Data segment:
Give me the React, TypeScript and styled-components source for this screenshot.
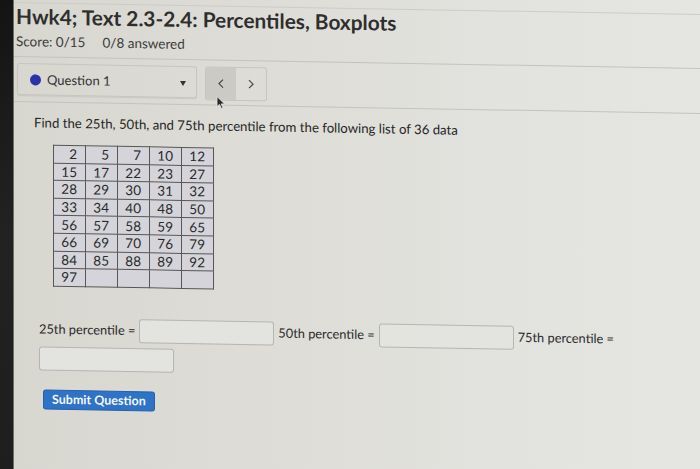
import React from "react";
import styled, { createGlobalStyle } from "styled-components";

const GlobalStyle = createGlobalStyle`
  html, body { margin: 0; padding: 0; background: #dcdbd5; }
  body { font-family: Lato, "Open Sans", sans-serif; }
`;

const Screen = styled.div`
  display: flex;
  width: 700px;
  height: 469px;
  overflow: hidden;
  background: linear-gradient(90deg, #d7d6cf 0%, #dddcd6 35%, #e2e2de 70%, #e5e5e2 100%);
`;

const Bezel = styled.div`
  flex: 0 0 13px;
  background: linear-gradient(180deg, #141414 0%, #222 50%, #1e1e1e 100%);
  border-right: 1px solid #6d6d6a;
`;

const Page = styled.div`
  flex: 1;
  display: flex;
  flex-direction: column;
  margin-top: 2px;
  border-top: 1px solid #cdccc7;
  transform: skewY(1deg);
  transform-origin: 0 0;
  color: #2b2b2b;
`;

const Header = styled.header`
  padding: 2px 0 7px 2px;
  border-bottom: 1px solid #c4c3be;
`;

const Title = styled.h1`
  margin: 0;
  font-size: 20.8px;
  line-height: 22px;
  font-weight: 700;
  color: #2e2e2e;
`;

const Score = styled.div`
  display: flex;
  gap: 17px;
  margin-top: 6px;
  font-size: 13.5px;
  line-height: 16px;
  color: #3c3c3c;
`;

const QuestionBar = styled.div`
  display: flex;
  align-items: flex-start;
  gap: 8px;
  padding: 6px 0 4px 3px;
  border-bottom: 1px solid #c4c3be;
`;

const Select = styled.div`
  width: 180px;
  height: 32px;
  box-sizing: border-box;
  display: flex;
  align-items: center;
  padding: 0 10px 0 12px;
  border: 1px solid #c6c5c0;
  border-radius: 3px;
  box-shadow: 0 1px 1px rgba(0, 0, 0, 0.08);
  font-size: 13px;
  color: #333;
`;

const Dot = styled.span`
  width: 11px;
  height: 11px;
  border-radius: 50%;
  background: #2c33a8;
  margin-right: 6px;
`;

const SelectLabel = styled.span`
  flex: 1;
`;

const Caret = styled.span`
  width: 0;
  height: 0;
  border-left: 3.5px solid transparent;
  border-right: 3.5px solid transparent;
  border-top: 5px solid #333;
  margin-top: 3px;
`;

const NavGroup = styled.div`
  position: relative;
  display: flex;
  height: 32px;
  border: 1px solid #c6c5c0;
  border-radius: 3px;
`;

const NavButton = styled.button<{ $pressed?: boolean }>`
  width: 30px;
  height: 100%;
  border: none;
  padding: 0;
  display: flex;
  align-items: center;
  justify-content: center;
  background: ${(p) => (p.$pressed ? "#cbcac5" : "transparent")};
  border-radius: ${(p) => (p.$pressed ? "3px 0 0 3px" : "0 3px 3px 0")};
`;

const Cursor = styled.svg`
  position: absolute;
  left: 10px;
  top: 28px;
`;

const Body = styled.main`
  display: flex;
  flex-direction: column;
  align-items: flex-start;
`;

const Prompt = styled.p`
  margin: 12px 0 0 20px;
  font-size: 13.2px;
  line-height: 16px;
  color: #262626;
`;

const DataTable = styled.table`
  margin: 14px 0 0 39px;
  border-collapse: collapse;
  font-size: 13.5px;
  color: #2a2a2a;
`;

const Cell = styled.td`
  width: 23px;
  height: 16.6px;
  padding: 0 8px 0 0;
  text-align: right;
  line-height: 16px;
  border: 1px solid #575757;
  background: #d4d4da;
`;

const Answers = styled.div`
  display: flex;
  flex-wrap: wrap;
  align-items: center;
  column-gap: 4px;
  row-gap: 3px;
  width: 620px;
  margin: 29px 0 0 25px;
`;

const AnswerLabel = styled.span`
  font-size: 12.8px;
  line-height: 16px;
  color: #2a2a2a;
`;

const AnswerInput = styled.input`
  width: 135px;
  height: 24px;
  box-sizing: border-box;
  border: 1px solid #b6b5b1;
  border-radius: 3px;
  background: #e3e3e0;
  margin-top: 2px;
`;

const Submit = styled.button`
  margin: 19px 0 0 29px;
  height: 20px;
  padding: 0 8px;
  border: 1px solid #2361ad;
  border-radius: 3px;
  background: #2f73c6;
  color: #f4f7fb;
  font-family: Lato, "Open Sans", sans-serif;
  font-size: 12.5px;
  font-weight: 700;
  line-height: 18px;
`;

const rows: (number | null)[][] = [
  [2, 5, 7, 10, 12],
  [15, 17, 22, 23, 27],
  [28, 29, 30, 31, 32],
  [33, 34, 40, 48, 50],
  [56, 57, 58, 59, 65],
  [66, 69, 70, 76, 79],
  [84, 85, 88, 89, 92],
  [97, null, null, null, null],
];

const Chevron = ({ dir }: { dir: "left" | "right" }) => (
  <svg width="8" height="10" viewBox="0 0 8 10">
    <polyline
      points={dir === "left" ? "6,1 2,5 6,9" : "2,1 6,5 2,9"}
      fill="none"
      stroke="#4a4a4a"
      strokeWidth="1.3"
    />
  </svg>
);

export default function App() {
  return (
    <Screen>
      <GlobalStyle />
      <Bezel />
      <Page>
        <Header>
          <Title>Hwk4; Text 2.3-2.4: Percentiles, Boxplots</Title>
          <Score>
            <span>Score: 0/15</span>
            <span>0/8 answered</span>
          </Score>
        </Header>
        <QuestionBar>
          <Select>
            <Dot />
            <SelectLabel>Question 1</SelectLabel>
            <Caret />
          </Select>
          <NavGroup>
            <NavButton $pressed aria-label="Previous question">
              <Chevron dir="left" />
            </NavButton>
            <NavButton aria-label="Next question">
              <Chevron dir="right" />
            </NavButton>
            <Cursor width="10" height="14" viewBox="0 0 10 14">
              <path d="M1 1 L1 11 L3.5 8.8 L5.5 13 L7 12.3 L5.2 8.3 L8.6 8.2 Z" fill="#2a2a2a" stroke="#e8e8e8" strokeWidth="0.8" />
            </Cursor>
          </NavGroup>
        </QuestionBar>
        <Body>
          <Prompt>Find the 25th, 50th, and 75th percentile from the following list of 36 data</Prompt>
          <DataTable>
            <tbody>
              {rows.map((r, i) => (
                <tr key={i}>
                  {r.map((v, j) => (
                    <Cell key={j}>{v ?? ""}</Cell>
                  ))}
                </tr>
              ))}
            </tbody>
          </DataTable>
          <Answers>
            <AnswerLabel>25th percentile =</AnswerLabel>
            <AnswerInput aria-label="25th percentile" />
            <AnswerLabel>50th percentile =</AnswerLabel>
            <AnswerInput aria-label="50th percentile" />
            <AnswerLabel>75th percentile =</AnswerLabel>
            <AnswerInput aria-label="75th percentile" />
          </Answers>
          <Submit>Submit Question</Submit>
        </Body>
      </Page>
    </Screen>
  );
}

Exercise instructions:
Go through the material and select each line with the string "components" in it.

Task output:
Give me the React, TypeScript and styled-components source for this screenshot.
import styled, { createGlobalStyle } from "styled-components";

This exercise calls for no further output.